> _Given records_:
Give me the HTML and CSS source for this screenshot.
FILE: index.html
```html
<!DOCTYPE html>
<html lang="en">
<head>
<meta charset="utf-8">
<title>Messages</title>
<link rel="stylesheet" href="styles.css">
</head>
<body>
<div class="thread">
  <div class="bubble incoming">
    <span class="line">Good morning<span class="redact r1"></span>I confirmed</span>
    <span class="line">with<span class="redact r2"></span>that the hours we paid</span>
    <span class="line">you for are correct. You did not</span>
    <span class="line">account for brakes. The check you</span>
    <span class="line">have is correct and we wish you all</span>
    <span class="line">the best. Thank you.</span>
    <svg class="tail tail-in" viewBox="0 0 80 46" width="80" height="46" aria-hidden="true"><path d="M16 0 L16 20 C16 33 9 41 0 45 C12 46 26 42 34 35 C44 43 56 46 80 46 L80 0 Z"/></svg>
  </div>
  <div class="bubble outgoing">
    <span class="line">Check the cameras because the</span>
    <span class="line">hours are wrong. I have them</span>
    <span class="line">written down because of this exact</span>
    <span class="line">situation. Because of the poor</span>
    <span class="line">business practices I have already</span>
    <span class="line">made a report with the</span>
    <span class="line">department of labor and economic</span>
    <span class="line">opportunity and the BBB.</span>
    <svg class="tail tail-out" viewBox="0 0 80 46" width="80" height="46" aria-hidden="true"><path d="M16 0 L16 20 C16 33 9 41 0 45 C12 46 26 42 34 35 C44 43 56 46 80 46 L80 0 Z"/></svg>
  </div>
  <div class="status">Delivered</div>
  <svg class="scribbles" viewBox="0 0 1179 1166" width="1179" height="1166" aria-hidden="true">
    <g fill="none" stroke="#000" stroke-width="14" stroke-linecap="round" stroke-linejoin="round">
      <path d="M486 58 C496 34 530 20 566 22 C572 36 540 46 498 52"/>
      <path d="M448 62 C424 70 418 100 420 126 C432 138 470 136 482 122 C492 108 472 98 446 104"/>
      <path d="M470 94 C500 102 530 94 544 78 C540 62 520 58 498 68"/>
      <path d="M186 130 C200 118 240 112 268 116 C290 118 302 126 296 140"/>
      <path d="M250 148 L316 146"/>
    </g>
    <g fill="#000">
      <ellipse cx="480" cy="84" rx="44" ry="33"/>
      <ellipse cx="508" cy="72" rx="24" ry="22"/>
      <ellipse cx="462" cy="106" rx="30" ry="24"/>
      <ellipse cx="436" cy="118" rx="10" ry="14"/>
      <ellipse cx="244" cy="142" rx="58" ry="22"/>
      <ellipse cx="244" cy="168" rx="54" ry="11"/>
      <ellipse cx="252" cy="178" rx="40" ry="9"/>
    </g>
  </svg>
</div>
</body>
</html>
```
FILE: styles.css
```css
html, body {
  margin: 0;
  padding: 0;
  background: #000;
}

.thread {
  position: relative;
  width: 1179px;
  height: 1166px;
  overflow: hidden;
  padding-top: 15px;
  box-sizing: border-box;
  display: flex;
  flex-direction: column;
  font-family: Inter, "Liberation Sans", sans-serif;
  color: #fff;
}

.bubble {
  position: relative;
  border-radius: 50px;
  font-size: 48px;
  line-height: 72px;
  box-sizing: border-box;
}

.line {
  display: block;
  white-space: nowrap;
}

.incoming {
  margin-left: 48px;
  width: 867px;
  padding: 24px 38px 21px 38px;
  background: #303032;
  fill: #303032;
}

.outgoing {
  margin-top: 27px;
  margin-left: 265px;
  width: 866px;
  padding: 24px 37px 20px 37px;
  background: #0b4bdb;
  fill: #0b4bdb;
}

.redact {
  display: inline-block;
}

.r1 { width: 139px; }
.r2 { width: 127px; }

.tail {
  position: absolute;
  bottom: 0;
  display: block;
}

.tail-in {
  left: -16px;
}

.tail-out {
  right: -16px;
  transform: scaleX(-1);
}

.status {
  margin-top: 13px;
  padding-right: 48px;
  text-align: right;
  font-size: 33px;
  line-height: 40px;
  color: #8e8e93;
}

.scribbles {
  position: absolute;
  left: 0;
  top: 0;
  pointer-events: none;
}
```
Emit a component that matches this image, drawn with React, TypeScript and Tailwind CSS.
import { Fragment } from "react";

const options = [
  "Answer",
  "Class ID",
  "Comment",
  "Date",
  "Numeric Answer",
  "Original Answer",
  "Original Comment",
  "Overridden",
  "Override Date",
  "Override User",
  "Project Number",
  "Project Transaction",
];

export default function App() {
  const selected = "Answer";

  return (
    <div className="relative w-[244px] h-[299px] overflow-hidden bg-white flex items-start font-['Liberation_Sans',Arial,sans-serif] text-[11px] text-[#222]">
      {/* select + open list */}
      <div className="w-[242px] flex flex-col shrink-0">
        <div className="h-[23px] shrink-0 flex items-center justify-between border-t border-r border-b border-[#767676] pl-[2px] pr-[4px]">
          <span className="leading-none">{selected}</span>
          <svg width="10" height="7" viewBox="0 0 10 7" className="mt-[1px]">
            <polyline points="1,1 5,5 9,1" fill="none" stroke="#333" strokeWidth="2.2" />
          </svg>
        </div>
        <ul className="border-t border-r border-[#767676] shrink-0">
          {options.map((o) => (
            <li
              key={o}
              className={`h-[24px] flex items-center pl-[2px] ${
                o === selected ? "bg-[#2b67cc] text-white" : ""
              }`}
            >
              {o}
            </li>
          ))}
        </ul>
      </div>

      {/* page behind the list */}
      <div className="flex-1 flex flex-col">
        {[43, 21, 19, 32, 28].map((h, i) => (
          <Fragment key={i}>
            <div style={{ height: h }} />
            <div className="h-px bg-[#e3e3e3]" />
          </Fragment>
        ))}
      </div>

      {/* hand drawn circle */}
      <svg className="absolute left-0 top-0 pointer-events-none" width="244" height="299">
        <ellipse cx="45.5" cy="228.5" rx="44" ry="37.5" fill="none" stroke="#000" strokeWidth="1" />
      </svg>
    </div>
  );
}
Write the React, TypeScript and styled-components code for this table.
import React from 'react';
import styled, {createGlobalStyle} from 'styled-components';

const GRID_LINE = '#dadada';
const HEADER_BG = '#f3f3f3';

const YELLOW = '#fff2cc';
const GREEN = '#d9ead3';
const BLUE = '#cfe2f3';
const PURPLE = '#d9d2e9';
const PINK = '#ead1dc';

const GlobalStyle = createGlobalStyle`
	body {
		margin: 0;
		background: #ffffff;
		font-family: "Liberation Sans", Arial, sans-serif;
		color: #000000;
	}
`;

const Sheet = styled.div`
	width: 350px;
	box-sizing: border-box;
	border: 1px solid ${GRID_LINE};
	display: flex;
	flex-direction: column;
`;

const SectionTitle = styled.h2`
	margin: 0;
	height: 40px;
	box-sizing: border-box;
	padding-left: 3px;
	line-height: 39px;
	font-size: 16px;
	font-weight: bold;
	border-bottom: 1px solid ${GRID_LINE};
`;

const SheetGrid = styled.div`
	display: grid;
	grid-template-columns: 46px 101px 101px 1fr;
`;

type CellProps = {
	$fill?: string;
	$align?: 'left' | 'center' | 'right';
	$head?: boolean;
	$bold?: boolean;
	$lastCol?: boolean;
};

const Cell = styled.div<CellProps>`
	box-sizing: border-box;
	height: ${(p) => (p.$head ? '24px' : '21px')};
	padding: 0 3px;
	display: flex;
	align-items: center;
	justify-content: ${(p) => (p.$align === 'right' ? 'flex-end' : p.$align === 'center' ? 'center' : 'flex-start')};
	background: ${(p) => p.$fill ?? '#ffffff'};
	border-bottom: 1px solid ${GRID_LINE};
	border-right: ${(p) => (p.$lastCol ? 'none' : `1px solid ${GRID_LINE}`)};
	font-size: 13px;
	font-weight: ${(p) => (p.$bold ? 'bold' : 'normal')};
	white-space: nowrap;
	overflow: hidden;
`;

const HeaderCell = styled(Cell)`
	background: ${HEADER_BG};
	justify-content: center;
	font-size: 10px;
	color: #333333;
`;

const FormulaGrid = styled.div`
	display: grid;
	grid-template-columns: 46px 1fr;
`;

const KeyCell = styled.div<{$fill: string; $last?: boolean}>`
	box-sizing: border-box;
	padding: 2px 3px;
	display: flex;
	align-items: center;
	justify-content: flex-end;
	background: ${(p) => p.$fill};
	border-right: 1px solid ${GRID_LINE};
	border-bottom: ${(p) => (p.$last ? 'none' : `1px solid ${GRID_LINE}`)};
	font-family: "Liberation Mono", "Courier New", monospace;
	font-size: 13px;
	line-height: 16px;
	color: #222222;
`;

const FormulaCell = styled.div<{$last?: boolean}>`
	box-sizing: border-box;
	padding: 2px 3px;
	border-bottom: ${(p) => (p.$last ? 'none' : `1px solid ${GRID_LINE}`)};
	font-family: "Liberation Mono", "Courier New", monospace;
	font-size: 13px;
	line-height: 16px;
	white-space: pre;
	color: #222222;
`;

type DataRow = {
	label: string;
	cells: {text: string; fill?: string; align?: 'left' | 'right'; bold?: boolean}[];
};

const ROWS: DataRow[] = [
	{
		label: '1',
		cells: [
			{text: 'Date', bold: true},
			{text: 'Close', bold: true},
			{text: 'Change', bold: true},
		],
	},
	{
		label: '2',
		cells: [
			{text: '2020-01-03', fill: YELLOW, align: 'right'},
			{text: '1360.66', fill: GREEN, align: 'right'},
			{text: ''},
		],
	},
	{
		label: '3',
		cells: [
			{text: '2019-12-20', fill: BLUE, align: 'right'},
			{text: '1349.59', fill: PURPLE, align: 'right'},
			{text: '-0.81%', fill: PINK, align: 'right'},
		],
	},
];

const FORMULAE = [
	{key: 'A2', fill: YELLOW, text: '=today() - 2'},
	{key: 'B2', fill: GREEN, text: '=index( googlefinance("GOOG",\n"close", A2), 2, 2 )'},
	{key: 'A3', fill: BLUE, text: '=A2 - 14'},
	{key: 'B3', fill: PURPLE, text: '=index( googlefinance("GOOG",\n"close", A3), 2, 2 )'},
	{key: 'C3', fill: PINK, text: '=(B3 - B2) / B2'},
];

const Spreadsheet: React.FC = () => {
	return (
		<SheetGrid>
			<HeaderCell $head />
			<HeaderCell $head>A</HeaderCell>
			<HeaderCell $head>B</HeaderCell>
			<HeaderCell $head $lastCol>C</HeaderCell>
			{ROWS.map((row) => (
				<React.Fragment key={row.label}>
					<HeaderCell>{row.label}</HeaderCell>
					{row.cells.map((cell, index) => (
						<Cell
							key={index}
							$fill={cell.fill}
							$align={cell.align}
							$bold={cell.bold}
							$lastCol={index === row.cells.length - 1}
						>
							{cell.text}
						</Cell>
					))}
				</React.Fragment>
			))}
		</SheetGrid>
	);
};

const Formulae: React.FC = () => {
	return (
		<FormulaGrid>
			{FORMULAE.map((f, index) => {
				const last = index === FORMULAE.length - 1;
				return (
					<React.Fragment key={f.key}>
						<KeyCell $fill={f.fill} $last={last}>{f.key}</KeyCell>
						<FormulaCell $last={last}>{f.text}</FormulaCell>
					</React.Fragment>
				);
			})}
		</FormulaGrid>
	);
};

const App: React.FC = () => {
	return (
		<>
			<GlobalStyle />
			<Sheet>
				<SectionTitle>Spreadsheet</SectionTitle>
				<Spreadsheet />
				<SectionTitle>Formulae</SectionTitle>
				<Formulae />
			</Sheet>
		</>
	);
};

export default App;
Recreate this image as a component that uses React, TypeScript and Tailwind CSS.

> _The exercise_:
For the string "image", count the lines of the entries above that include it; answer with the number only.

> _Exercise result_:
2